• [Record set]:
::::::::::

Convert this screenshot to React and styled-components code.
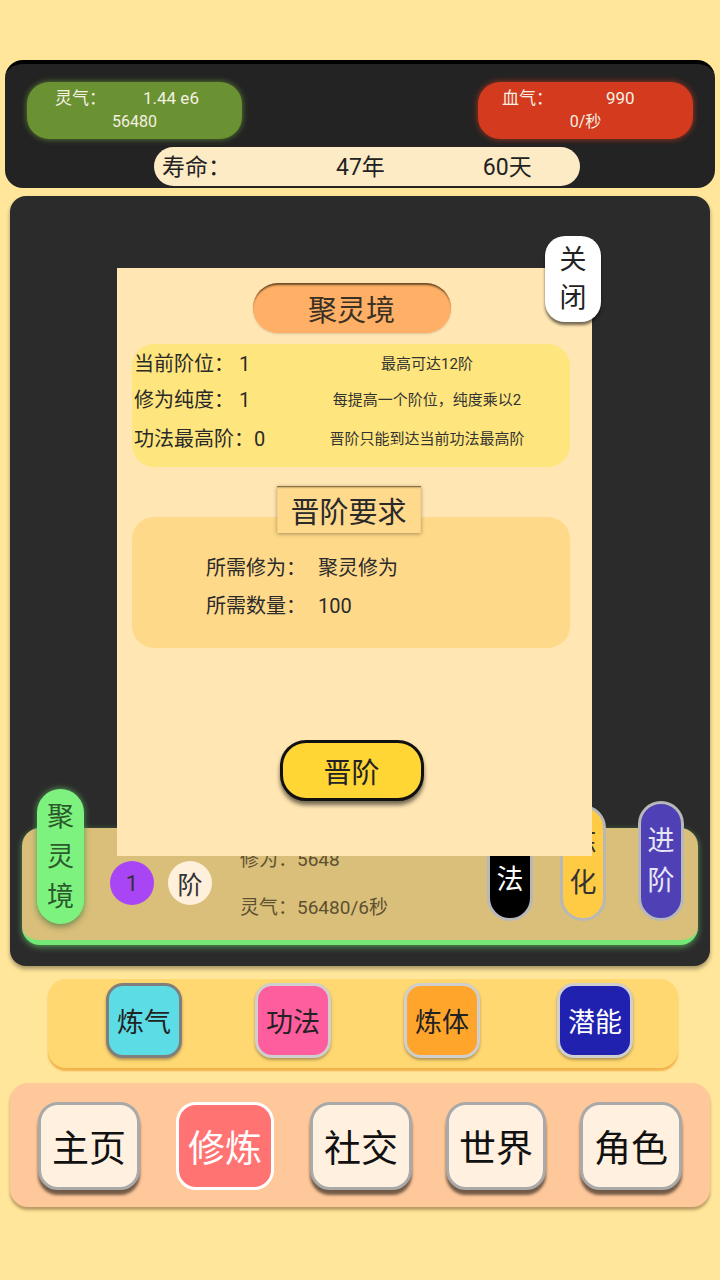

::::::::::

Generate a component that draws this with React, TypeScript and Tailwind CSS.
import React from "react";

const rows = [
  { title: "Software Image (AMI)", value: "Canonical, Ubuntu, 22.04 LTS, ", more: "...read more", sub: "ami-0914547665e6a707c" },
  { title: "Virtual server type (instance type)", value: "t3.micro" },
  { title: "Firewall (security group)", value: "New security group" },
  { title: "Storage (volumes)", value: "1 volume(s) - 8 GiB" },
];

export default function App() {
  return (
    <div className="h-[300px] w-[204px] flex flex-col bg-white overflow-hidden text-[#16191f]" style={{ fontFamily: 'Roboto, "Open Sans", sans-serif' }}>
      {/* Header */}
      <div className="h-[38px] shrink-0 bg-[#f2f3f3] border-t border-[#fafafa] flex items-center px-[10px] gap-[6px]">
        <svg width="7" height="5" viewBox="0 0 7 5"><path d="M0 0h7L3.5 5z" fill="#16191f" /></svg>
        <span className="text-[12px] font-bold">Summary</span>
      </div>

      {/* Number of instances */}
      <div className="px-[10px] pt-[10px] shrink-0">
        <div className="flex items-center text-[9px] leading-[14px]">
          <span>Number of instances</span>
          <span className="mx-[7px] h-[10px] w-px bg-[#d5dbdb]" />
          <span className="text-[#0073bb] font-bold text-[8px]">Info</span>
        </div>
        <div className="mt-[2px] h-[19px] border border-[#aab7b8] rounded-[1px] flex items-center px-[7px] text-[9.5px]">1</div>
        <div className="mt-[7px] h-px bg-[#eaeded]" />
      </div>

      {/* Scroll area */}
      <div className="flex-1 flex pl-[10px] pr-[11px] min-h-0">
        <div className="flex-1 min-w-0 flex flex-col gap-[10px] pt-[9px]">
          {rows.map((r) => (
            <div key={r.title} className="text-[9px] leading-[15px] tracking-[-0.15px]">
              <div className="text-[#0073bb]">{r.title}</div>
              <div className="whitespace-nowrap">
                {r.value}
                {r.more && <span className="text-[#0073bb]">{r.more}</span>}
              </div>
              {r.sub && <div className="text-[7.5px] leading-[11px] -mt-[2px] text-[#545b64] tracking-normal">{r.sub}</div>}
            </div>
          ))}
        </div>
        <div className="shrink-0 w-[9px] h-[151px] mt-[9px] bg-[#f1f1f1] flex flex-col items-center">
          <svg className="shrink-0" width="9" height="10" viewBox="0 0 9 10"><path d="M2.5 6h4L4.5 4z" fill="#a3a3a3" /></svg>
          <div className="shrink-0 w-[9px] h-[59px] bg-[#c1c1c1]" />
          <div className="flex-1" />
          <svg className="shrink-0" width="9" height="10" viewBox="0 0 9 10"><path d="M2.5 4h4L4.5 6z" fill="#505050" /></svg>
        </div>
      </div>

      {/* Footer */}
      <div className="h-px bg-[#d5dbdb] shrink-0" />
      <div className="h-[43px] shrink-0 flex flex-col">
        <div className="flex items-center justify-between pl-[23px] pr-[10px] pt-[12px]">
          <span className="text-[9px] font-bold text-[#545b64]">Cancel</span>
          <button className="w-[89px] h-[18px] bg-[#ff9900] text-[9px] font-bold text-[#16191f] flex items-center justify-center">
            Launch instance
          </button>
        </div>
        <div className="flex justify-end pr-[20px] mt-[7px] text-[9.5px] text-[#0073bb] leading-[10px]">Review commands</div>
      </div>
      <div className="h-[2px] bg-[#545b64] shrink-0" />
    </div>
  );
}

::::::::::

• [Work to be completed]: Go through the records and copy each line with "this" in it.

• [Result]:
Convert this screenshot to React and styled-components code.
Generate a component that draws this with React, TypeScript and Tailwind CSS.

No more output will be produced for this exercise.